If you're a developer who doesn't work at one of those 50-ish partner organizations, the honest answer is: you can't use Mythos right now and there's no public timeline for when you will.

But the downstream effects are already in motion.

Over 99% of discovered vulnerabilities remain unpatched. Anthropic published SHA-3 hashes of their unreleased vulnerability reports — cryptographic proof they found these bugs, timestamped, without revealing details — and coordinated 90+45 day disclosure windows with affected projects. The patches will come. The volume will be unprecedented.

If your stack includes FreeBSD, FFmpeg for media processing, or Rust-based hypervisors, start paying closer attention to upstream security advisories now. A wave of critical patches is coming in the next few months, and the origin story behind them will be unusual.

For the broader industry, Glasswing sets a precedent that matters. Anthropic is essentially saying: some models are too capable for general release, and the responsible move is restricted deployment under controlled conditions. Simon Willison called this approach "necessary" — and looking at the 90× exploit success rate improvement, it's genuinely hard to disagree.
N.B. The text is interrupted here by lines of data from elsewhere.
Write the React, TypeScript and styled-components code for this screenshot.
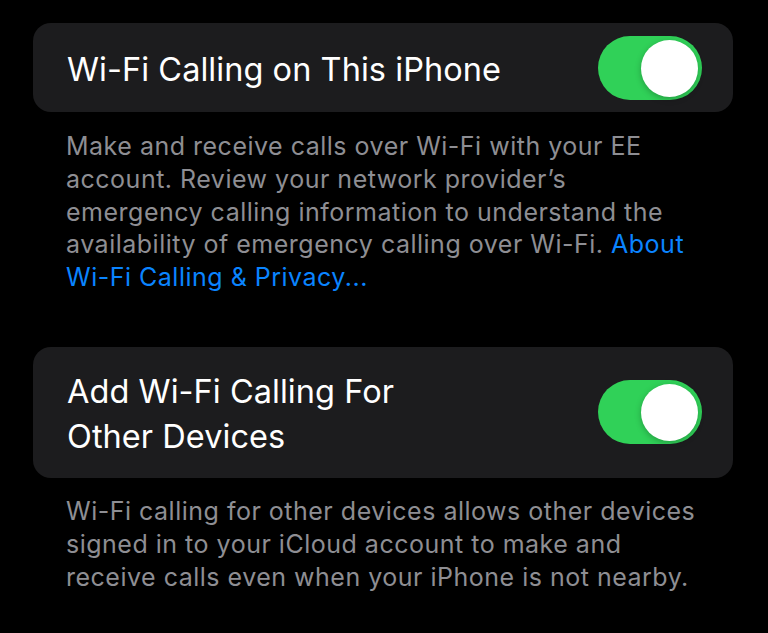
import React from "react";
import styled, { createGlobalStyle } from "styled-components";

const GlobalStyle = createGlobalStyle`
  html, body {
    margin: 0;
    padding: 0;
    background: #000;
  }
  body {
    font-family: Inter, "Noto Sans", sans-serif;
    -webkit-font-smoothing: antialiased;
  }
`;

const Page = styled.div`
  width: 768px;
  height: 633px;
  overflow: hidden;
  background: #000;
  padding: 23px 35px 0 33px;
  box-sizing: border-box;
`;

const Card = styled.div<{ $height: number }>`
  display: flex;
  align-items: center;
  justify-content: space-between;
  height: ${(p) => p.$height}px;
  padding: 0 31px 0 34px;
  box-sizing: border-box;
  background: #1c1c1e;
  border-radius: 18px;
`;

const Title = styled.div`
  padding-top: 4px;
  color: #fff;
  font-size: 32.5px;
  line-height: 45px;
  letter-spacing: 0.05px;
`;

const Toggle = styled.div<{ $on: boolean }>`
  position: relative;
  flex: none;
  width: 104px;
  height: 64px;
  border-radius: 32px;
  background: ${(p) => (p.$on ? "#30d158" : "#39393d")};
`;

const Knob = styled.div<{ $on: boolean }>`
  position: absolute;
  top: 4px;
  left: ${(p) => (p.$on ? "43px" : "4px")};
  width: 57px;
  height: 57px;
  border-radius: 50%;
  background: #fff;
  box-shadow: 0 2px 6px rgba(0, 0, 0, 0.25);
`;

const Footer = styled.p<{ $top: number }>`
  margin: ${(p) => p.$top}px 0 0;
  padding-left: 33px;
  color: #8e8e93;
  font-size: 25px;
  line-height: 32.8px;
  letter-spacing: 0.5px;
  white-space: nowrap;
`;

const Link = styled.span`
  color: #0a84ff;
`;

function Switch({ on }: { on: boolean }) {
  return (
    <Toggle $on={on}>
      <Knob $on={on} />
    </Toggle>
  );
}

function App() {
  return (
    <Page>
      <GlobalStyle />
      <Card $height={89}>
        <Title>Wi-Fi Calling on This iPhone</Title>
        <Switch on />
      </Card>
      <Footer $top={18}>
        Make and receive calls over Wi-Fi with your EE
        <br />
        account. Review your network provider’s
        <br />
        emergency calling information to understand the
        <br />
        availability of emergency calling over Wi-Fi. <Link>About</Link>
        <br />
        <Link>Wi-Fi Calling &amp; Privacy...</Link>
      </Footer>
      <Card $height={131} style={{ marginTop: 53 }}>
        <Title>
          Add Wi-Fi Calling For
          <br />
          Other Devices
        </Title>
        <Switch on />
      </Card>
      <Footer $top={17}>
        Wi-Fi calling for other devices allows other devices
        <br />
        signed in to your iCloud account to make and
        <br />
        receive calls even when your iPhone is not nearby.
      </Footer>
    </Page>
  );
}

export default App;
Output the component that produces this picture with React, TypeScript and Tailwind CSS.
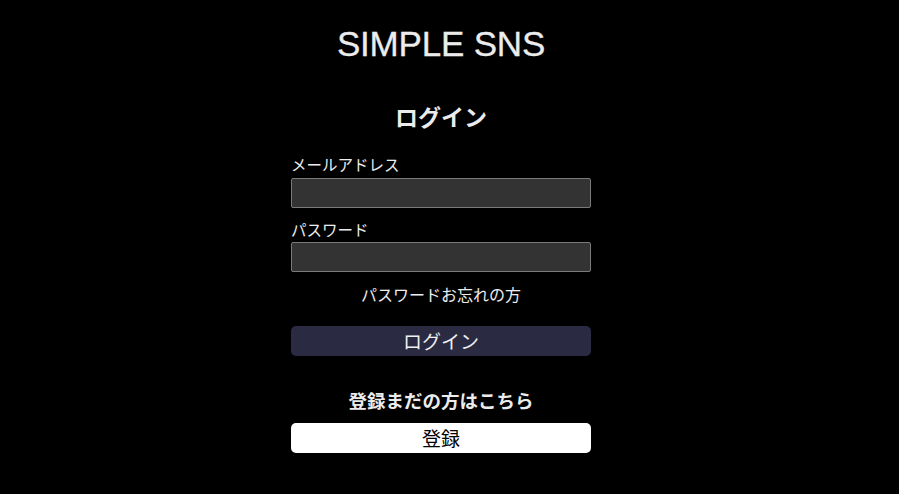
import React from 'react'

const jp = "font-['Noto_Sans_CJK_JP','Noto_Sans',sans-serif]"

export default function App() {
  return (
    <div className={`min-h-[494px] w-full bg-black text-[#ececec] ${jp}`}>
      <div className="w-[882px] flex flex-col items-center pt-[22px]">
        <h1 className="text-[35px] leading-[44px] font-['Liberation_Sans','Noto_Sans',sans-serif] tracking-[-0.2px] [-webkit-text-stroke:0.3px_#ececec]">
          SIMPLE SNS
        </h1>
        <h2 className="mt-[35px] text-[23px] leading-[31px] font-bold">ログイン</h2>
        <form className="mt-[22px] w-[300px] flex flex-col" onSubmit={e => e.preventDefault()}>
          <label className="text-[15.5px] leading-[20px]">メールアドレス</label>
          <input
            type="email"
            className="mt-[4px] h-[30px] w-full rounded-[2px] border border-[#7a7a7a] bg-[#333333] px-2 text-white outline-none"
          />
          <label className="mt-[10px] text-[15.5px] leading-[22px]">パスワード</label>
          <input
            type="password"
            className="mt-[2px] h-[30px] w-full rounded-[2px] border border-[#7a7a7a] bg-[#333333] px-2 text-white outline-none"
          />
          <a className="mt-[11px] text-center text-[16px] leading-[22px] cursor-pointer">パスワードお忘れの方</a>
          <button
            type="submit"
            className="mt-[21px] h-[30px] w-full rounded-[5px] bg-[#2a2a42] text-[19px] leading-[30px] text-[#f0f0f0]"
          >
            ログイン
          </button>
          <p className="mt-[32px] text-center text-[18.5px] leading-[24px] font-bold">登録まだの方はこちら</p>
          <button
            type="button"
            className="mt-[11px] h-[30px] w-full rounded-[5px] bg-white text-[19px] leading-[30px] text-black"
          >
            登録
          </button>
        </form>
      </div>
    </div>
  )
}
The Part Nobody Wants to Talk About

Here's what I keep coming back to: Anthropic says these offensive capabilities emerged from general improvements in reasoning, not targeted cybersecurity training. If that's true, every other frontier lab is one or two generations away from hitting the same capability cliff.

Google, Meta, OpenAI, DeepSeek — they're all pushing reasoning and agentic autonomy as hard as they can. When their models cross this same threshold, will they have the partnerships, the disclosure infrastructure, and frankly the willingness to hold back a general release?

The Bessent-Powell meeting suggests the U.S. government is treating this seriously, at least for the financial sector. But summoning bank CEOs to Washington isn't a scalable strategy. Healthcare, energy, telecom — critical infrastructure beyond Wall Street — needs the same conversation.

Some on Hacker News are skeptical, arguing Mythos is partly a sales pitch for Anthropic's security consulting position. Fair enough — there's definitely a business angle to being the lab that finds zero-days in everyone else's code. But the benchmarks are independently verifiable, the CVEs are real, and the government's response wasn't theater.

Mythos Preview is the first frontier model where the security capabilities are so far ahead of existing tooling that restricting access felt unavoidable. I don't think it'll be the last.